__Do this__.
Without the pictures, reproduce the records that follow exactly.

::: Material for this task :::

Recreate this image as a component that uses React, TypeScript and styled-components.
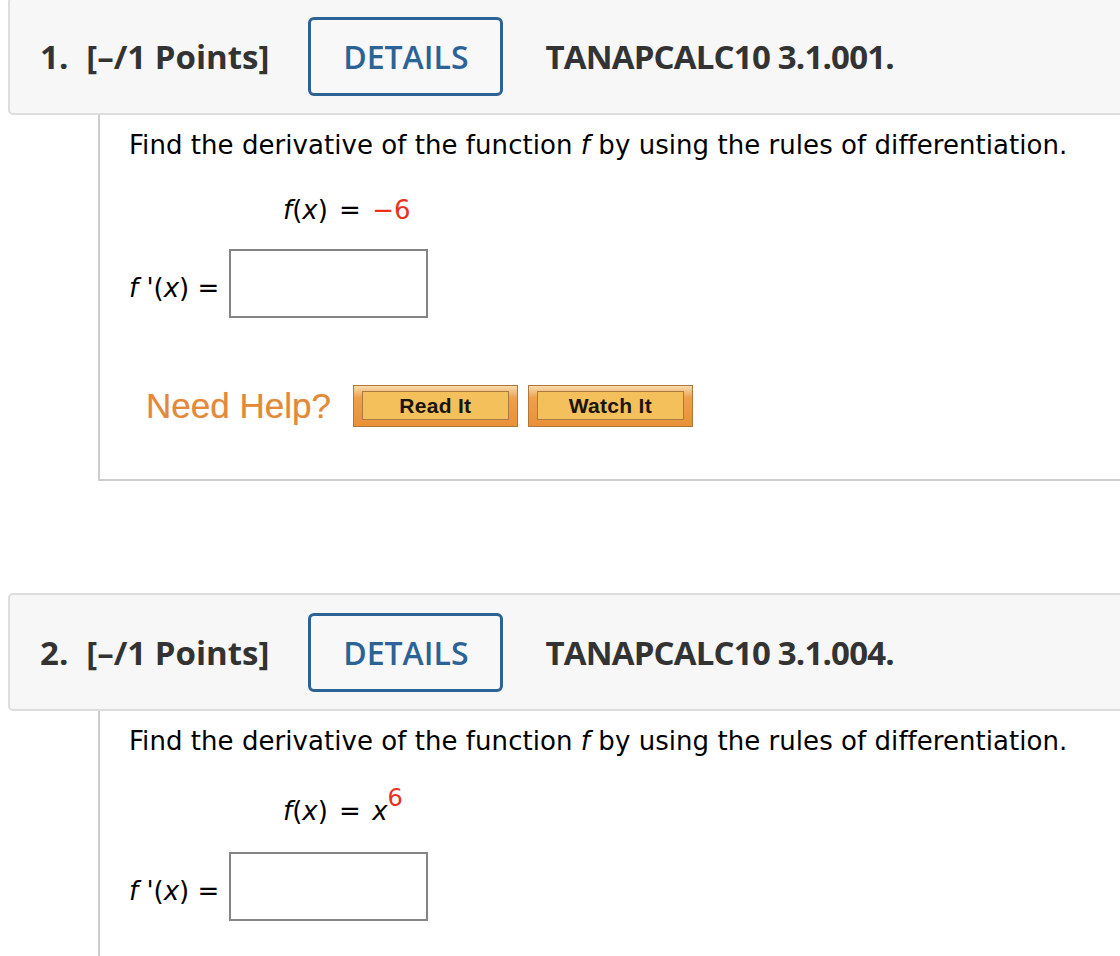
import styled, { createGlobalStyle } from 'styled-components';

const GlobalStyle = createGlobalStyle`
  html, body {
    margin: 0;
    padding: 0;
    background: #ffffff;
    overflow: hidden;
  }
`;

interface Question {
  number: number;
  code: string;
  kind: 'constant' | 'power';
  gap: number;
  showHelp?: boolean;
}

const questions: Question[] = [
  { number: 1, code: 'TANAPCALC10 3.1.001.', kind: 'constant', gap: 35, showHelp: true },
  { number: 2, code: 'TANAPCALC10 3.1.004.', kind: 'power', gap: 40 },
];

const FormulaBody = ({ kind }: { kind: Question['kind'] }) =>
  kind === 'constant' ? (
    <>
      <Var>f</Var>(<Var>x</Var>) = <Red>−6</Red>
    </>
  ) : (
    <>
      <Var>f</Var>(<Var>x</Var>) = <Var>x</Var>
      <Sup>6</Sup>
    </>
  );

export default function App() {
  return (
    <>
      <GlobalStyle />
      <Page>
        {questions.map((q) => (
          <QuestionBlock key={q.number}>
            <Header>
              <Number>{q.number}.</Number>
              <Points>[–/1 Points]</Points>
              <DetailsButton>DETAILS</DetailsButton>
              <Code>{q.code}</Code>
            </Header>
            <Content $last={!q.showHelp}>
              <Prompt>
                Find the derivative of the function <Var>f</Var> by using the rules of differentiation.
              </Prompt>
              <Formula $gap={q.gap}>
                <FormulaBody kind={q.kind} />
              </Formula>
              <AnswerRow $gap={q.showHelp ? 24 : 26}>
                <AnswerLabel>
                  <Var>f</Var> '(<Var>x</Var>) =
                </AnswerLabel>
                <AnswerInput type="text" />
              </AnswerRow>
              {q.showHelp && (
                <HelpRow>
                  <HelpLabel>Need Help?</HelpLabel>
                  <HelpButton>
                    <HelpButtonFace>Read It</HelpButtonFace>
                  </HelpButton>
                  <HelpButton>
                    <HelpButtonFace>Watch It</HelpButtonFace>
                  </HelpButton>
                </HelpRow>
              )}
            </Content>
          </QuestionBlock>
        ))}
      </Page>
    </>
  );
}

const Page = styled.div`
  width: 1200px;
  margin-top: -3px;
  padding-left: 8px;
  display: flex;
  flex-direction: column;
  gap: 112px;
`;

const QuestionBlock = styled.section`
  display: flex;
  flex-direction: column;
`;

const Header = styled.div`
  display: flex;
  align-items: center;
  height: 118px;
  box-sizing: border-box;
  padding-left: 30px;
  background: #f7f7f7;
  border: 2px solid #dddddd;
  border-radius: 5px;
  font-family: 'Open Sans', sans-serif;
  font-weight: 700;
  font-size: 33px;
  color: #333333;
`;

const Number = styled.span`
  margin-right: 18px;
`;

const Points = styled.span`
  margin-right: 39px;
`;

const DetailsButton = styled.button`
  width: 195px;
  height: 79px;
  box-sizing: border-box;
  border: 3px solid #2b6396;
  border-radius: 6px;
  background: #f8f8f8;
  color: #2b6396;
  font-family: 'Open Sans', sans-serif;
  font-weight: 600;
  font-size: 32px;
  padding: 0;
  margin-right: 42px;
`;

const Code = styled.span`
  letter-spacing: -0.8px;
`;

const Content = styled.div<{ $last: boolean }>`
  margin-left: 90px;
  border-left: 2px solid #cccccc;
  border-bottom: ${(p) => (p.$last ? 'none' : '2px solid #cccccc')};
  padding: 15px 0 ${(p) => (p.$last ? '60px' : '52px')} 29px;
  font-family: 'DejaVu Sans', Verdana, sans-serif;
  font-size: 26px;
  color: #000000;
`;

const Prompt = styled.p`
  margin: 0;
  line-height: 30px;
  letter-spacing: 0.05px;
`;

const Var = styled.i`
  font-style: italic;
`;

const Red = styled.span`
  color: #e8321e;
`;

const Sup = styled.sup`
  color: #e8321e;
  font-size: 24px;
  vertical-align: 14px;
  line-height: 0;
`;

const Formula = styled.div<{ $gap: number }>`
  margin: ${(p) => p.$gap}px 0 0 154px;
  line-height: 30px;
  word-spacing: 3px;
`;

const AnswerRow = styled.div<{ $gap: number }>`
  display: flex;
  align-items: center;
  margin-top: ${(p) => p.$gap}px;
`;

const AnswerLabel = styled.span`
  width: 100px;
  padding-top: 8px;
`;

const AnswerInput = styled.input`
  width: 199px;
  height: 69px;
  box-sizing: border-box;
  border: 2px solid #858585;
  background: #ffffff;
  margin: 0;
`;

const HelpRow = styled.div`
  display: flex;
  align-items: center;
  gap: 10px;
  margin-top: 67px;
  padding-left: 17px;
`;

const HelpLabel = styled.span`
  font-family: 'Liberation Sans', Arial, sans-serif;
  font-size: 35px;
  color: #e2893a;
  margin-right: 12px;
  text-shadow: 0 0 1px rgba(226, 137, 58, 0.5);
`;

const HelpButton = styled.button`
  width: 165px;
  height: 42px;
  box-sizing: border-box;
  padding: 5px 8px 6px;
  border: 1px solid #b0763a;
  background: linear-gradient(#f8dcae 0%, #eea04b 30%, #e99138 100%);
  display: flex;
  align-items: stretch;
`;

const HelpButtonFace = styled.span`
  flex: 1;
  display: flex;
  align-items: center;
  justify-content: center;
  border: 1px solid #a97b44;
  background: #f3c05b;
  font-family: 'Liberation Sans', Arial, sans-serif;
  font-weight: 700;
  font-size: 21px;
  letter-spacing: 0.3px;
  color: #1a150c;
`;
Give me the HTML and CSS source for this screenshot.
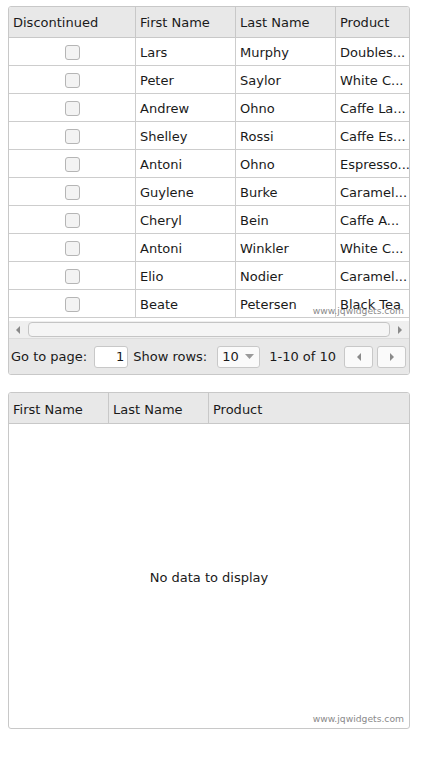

:::

__The reply__.
Recreate this image as a component that uses React, TypeScript and styled-components.
import styled, { createGlobalStyle } from 'styled-components';

const GlobalStyle = createGlobalStyle`
  html, body {
    margin: 0;
    padding: 0;
    background: #ffffff;
    overflow: hidden;
  }
`;

interface Question {
  number: number;
  code: string;
  kind: 'constant' | 'power';
  gap: number;
  showHelp?: boolean;
}

const questions: Question[] = [
  { number: 1, code: 'TANAPCALC10 3.1.001.', kind: 'constant', gap: 35, showHelp: true },
  { number: 2, code: 'TANAPCALC10 3.1.004.', kind: 'power', gap: 40 },
];

const FormulaBody = ({ kind }: { kind: Question['kind'] }) =>
  kind === 'constant' ? (
    <>
      <Var>f</Var>(<Var>x</Var>) = <Red>−6</Red>
    </>
  ) : (
    <>
      <Var>f</Var>(<Var>x</Var>) = <Var>x</Var>
      <Sup>6</Sup>
    </>
  );

export default function App() {
  return (
    <>
      <GlobalStyle />
      <Page>
        {questions.map((q) => (
          <QuestionBlock key={q.number}>
            <Header>
              <Number>{q.number}.</Number>
              <Points>[–/1 Points]</Points>
              <DetailsButton>DETAILS</DetailsButton>
              <Code>{q.code}</Code>
            </Header>
            <Content $last={!q.showHelp}>
              <Prompt>
                Find the derivative of the function <Var>f</Var> by using the rules of differentiation.
              </Prompt>
              <Formula $gap={q.gap}>
                <FormulaBody kind={q.kind} />
              </Formula>
              <AnswerRow $gap={q.showHelp ? 24 : 26}>
                <AnswerLabel>
                  <Var>f</Var> '(<Var>x</Var>) =
                </AnswerLabel>
                <AnswerInput type="text" />
              </AnswerRow>
              {q.showHelp && (
                <HelpRow>
                  <HelpLabel>Need Help?</HelpLabel>
                  <HelpButton>
                    <HelpButtonFace>Read It</HelpButtonFace>
                  </HelpButton>
                  <HelpButton>
                    <HelpButtonFace>Watch It</HelpButtonFace>
                  </HelpButton>
                </HelpRow>
              )}
            </Content>
          </QuestionBlock>
        ))}
      </Page>
    </>
  );
}

const Page = styled.div`
  width: 1200px;
  margin-top: -3px;
  padding-left: 8px;
  display: flex;
  flex-direction: column;
  gap: 112px;
`;

const QuestionBlock = styled.section`
  display: flex;
  flex-direction: column;
`;

const Header = styled.div`
  display: flex;
  align-items: center;
  height: 118px;
  box-sizing: border-box;
  padding-left: 30px;
  background: #f7f7f7;
  border: 2px solid #dddddd;
  border-radius: 5px;
  font-family: 'Open Sans', sans-serif;
  font-weight: 700;
  font-size: 33px;
  color: #333333;
`;

const Number = styled.span`
  margin-right: 18px;
`;

const Points = styled.span`
  margin-right: 39px;
`;

const DetailsButton = styled.button`
  width: 195px;
  height: 79px;
  box-sizing: border-box;
  border: 3px solid #2b6396;
  border-radius: 6px;
  background: #f8f8f8;
  color: #2b6396;
  font-family: 'Open Sans', sans-serif;
  font-weight: 600;
  font-size: 32px;
  padding: 0;
  margin-right: 42px;
`;

const Code = styled.span`
  letter-spacing: -0.8px;
`;

const Content = styled.div<{ $last: boolean }>`
  margin-left: 90px;
  border-left: 2px solid #cccccc;
  border-bottom: ${(p) => (p.$last ? 'none' : '2px solid #cccccc')};
  padding: 15px 0 ${(p) => (p.$last ? '60px' : '52px')} 29px;
  font-family: 'DejaVu Sans', Verdana, sans-serif;
  font-size: 26px;
  color: #000000;
`;

const Prompt = styled.p`
  margin: 0;
  line-height: 30px;
  letter-spacing: 0.05px;
`;

const Var = styled.i`
  font-style: italic;
`;

const Red = styled.span`
  color: #e8321e;
`;

const Sup = styled.sup`
  color: #e8321e;
  font-size: 24px;
  vertical-align: 14px;
  line-height: 0;
`;

const Formula = styled.div<{ $gap: number }>`
  margin: ${(p) => p.$gap}px 0 0 154px;
  line-height: 30px;
  word-spacing: 3px;
`;

const AnswerRow = styled.div<{ $gap: number }>`
  display: flex;
  align-items: center;
  margin-top: ${(p) => p.$gap}px;
`;

const AnswerLabel = styled.span`
  width: 100px;
  padding-top: 8px;
`;

const AnswerInput = styled.input`
  width: 199px;
  height: 69px;
  box-sizing: border-box;
  border: 2px solid #858585;
  background: #ffffff;
  margin: 0;
`;

const HelpRow = styled.div`
  display: flex;
  align-items: center;
  gap: 10px;
  margin-top: 67px;
  padding-left: 17px;
`;

const HelpLabel = styled.span`
  font-family: 'Liberation Sans', Arial, sans-serif;
  font-size: 35px;
  color: #e2893a;
  margin-right: 12px;
  text-shadow: 0 0 1px rgba(226, 137, 58, 0.5);
`;

const HelpButton = styled.button`
  width: 165px;
  height: 42px;
  box-sizing: border-box;
  padding: 5px 8px 6px;
  border: 1px solid #b0763a;
  background: linear-gradient(#f8dcae 0%, #eea04b 30%, #e99138 100%);
  display: flex;
  align-items: stretch;
`;

const HelpButtonFace = styled.span`
  flex: 1;
  display: flex;
  align-items: center;
  justify-content: center;
  border: 1px solid #a97b44;
  background: #f3c05b;
  font-family: 'Liberation Sans', Arial, sans-serif;
  font-weight: 700;
  font-size: 21px;
  letter-spacing: 0.3px;
  color: #1a150c;
`;
Give me the HTML and CSS source for this screenshot.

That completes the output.